Two to three years before applying for the grant, Skyline Fire Department Deputy Chief Ryan Cole and his colleagues began researching manufacturers that produced high performance radio equipment. After interviewing each company, Cole’s team applied a series of tests to all the demo radios.
“We put them in an oven and a freezer,” said Cole. “We dropped them from six feet and 10 feet. We gave them a vibration test. We simulated high wind. We simulated talking in front of trucks. We simulated talking with SCBA on.”
Cole and his colleagues then took the audio recordings, evaluated them and accepted bids from four of the six manufacturers. The data was then tiered based on price and performance and shown to the local fire chiefs. The end result was meeting the needs of each department as well as showing competitive pricing and increased service. The equipment was able to meet the needs of each department, but allowed each department to determine what those needs were.
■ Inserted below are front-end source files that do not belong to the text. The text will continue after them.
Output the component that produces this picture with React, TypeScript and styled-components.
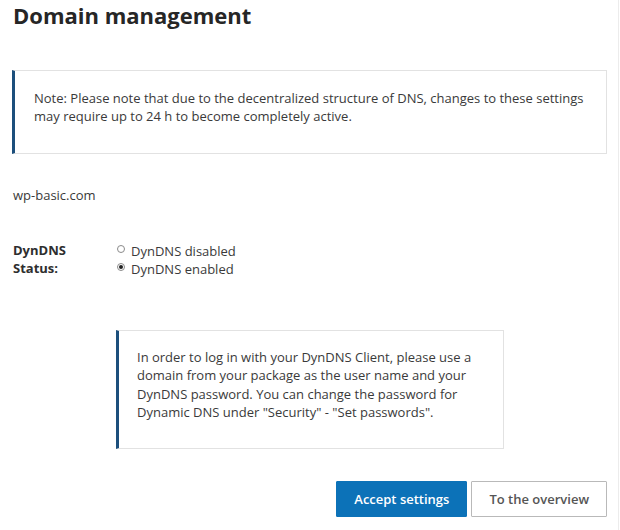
import React, { useState } from "react";
import styled, { createGlobalStyle } from "styled-components";

const GlobalStyle = createGlobalStyle`
  html, body {
    margin: 0;
    padding: 0;
    background: #ffffff;
  }
  body {
    font-family: "Open Sans", "Liberation Sans", Arial, sans-serif;
    color: #3a3a3a;
    font-size: 13px;
  }
`;

type DynState = "disabled" | "enabled";

const App = () => {
  const [dyn, setDyn] = useState<DynState>("enabled");

  return (
    <>
      <GlobalStyle />
      <Page>
        <Title>Domain management</Title>

        <NoteBox>
          Note: Please note that due to the decentralized structure of DNS,
          changes to these settings may require up to 24 h to become
          completely active.
        </NoteBox>

        <DomainName>wp-basic.com</DomainName>

        <FormRow>
          <FieldLabel>
            DynDNS
            <br />
            Status:
          </FieldLabel>
          <RadioGroup>
            <RadioOption onClick={() => setDyn("disabled")}>
              <RadioDot $checked={dyn === "disabled"} />
              DynDNS disabled
            </RadioOption>
            <RadioOption onClick={() => setDyn("enabled")}>
              <RadioDot $checked={dyn === "enabled"} />
              DynDNS enabled
            </RadioOption>
          </RadioGroup>
        </FormRow>

        <InfoBox>
          In order to log in with your DynDNS Client, please use a domain from
          your package as the user name and your DynDNS password. You can
          change the password for Dynamic DNS under "Security" - "Set
          passwords".
        </InfoBox>

        <Actions>
          <Button $primary>Accept settings</Button>
          <Button>To the overview</Button>
        </Actions>
      </Page>
    </>
  );
};

export default App;

const Page = styled.div`
  width: 596px;
  min-height: 530px;
  padding: 0 10px 0 12px;
  border-right: 1px solid #ececec;
  box-sizing: content-box;
`;

const Title = styled.h1`
  margin: 0;
  font-size: 22px;
  line-height: 30px;
  font-weight: 700;
  color: #262626;
  padding-left: 1px;
`;

const NoteBox = styled.div`
  margin-top: 40px;
  width: 595px;
  box-sizing: border-box;
  padding: 18px 20px 28px 19px;
  border: 1px solid #e2e2e2;
  border-left: 3px solid #1c4f7c;
  line-height: 18px;
  background: #ffffff;
`;

const DomainName = styled.div`
  margin-top: 32px;
  line-height: 18px;
  padding-left: 1px;
`;

const FormRow = styled.div`
  margin-top: 37px;
  display: flex;
  line-height: 18px;
`;

const FieldLabel = styled.div`
  width: 104px;
  padding-left: 1px;
  font-weight: 700;
  color: #2e2e2e;
`;

const RadioGroup = styled.div`
  display: flex;
  flex-direction: column;
  padding-top: 1px;
`;

const RadioOption = styled.label`
  display: flex;
  align-items: center;
  gap: 6px;
  cursor: pointer;
`;

const RadioDot = styled.span<{ $checked?: boolean }>`
  position: relative;
  width: 6px;
  height: 6px;
  border: 1px solid #8a8a8a;
  border-radius: 50%;
  margin-top: -4px;
  background: #ffffff;

  &::after {
    content: "";
    display: ${({ $checked }) => ($checked ? "block" : "none")};
    position: absolute;
    left: 1px;
    top: 1px;
    width: 4px;
    height: 4px;
    border-radius: 50%;
    background: #222222;
  }
`;

const InfoBox = styled.div`
  margin: 52px 0 0 104px;
  width: 388px;
  box-sizing: border-box;
  padding: 17px 24px 27px 18px;
  border: 1px solid #e2e2e2;
  border-left: 3px solid #1c4f7c;
  line-height: 18.3px;
`;

const Actions = styled.div`
  margin-top: 32px;
  width: 595px;
  display: flex;
  justify-content: flex-end;
  gap: 4px;
`;

const Button = styled.button<{ $primary?: boolean }>`
  height: 36px;
  padding: 0 ${({ $primary }) => ($primary ? "17px" : "17px")};
  font-family: "Open Sans", "Liberation Sans", Arial, sans-serif;
  font-size: 13px;
  font-weight: 600;
  border-radius: 1px;
  cursor: pointer;
  border: 1px solid ${({ $primary }) => ($primary ? "#0c72b8" : "#b9b9b9")};
  background: ${({ $primary }) => ($primary ? "#0c72b8" : "#ffffff")};
  color: ${({ $primary }) => ($primary ? "#ffffff" : "#555555")};
`;
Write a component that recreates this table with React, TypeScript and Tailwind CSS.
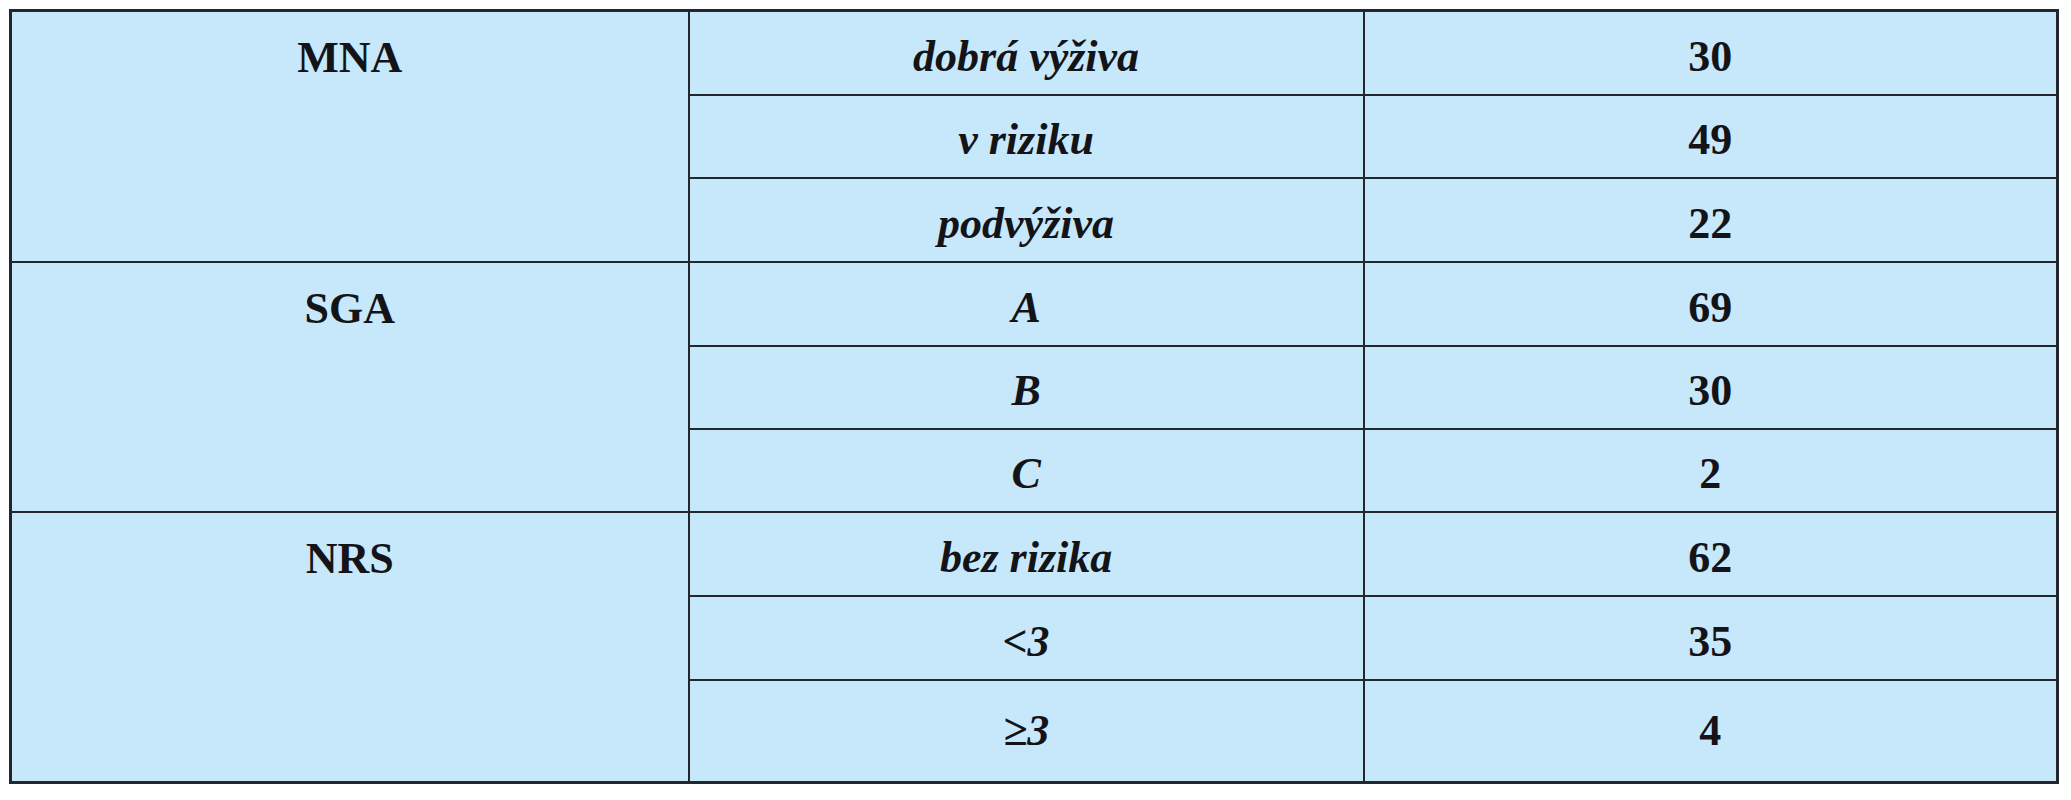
import React from 'react';

type Group = {
  name: string;
  rows: { label: string; value: string }[];
};

const groups: Group[] = [
  {
    name: 'MNA',
    rows: [
      { label: 'dobrá výživa', value: '30' },
      { label: 'v riziku', value: '49' },
      { label: 'podvýživa', value: '22' },
    ],
  },
  {
    name: 'SGA',
    rows: [
      { label: 'A', value: '69' },
      { label: 'B', value: '30' },
      { label: 'C', value: '2' },
    ],
  },
  {
    name: 'NRS',
    rows: [
      { label: 'bez rizika', value: '62' },
      { label: '<3', value: '35' },
      { label: '≥3', value: '4' },
    ],
  },
];

// row heights, top to bottom
const heights = [
  'h-[84px]', 'h-[83px]', 'h-[84px]',
  'h-[84px]', 'h-[83px]', 'h-[83px]',
  'h-[84px]', 'h-[84px]', 'h-[103px]',
];

export default function App() {
  return (
    <div
      className="w-[2071px] h-[800px] bg-white pt-[9px] pl-[9px]"
      style={{ fontFamily: '"Liberation Serif", "Times New Roman", serif' }}
    >
      <table className="w-[2050px] border-collapse border-[3px] border-[#23262c] bg-[#c6e8fa] text-[#141418] text-[44px] font-bold leading-none">
        <colgroup>
          <col className="w-[679px]" />
          <col className="w-[676px]" />
          <col className="w-[695px]" />
        </colgroup>
        <tbody>
          {groups.map((g, gi) =>
            g.rows.map((r, ri) => {
              const last = gi === groups.length - 1 && ri === g.rows.length - 1;
              return (
                <tr key={g.name + ri} className={heights[gi * 3 + ri]}>
                  {ri === 0 && (
                    <td rowSpan={3} className="border-2 border-[#23262c] align-top p-0">
                      <div className="h-[84px] flex items-center justify-center pt-[8px]">{g.name}</div>
                    </td>
                  )}
                  <td className={`border-2 border-[#23262c] text-center italic p-0 ${last ? 'pt-0' : 'pt-[8px]'}`}>{r.label}</td>
                  <td className={`border-2 border-[#23262c] text-center p-0 ${last ? 'pt-0' : 'pt-[8px]'}`}>{r.value}</td>
                </tr>
              );
            })
          )}
        </tbody>
      </table>
    </div>
  );
}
“It actually resulted in purchases from all four manufacturers,” said Cole, nothing that different departments had different needs and therefore, different requests for different radios. “It allowed fire chiefs to make choices, so it was extremely successful. I’m still alive so I think all 19 departments were happy.”
Fortunately for Cole, his 2012 AFG Grant request was approved and his department received the funds in June 2013. Skyland Fire Department’s RFP was submitted in December 2013 and purchases were made by February 2014. The equipment was received, inventoried, programmed and issued by May, and personnel was trained by July. The grant was initially supposed to be an 80/20 match but by the time the process had ended, it ended up being a 50/50 match with lots of funding coming from the departments. Cole says, however, that the radios could not have been purchased by the departments alone.
“Without the grant, it would have taken us 10 years to get a baseline function for the radios. [Because of the grant], we could transition immediately to almost 50% of our communication needs. We were able to replace half the radios in the county. Because of that, we were able to meet the critical needs in our area.”
Because of the project’s absolute success, Cole has had at least 20 people inquire about the testing process and he’s happy to share the preliminary information. He encourages departments, however, to identify their own expectations, develop their own goals and objectives, and to perform their own testing in case things have changed or they experience different outcomes.
Given that he has three 4-inch binders full of grant information, Cole states that the grant was very time-heavy but that the benefit received was worth every minute of managing the grant. He believes his grant request was very strong because of the clear goals and objectives established. He compares transitioning from the old radios to the news ones as if they were upgrading from a flip phone to an iPhone.
“We were able to provide clear communication that was operable with the state system and that allowed firefighters to have that communication no matter where they are,” he said. “It’s not something we are struggling with any more.”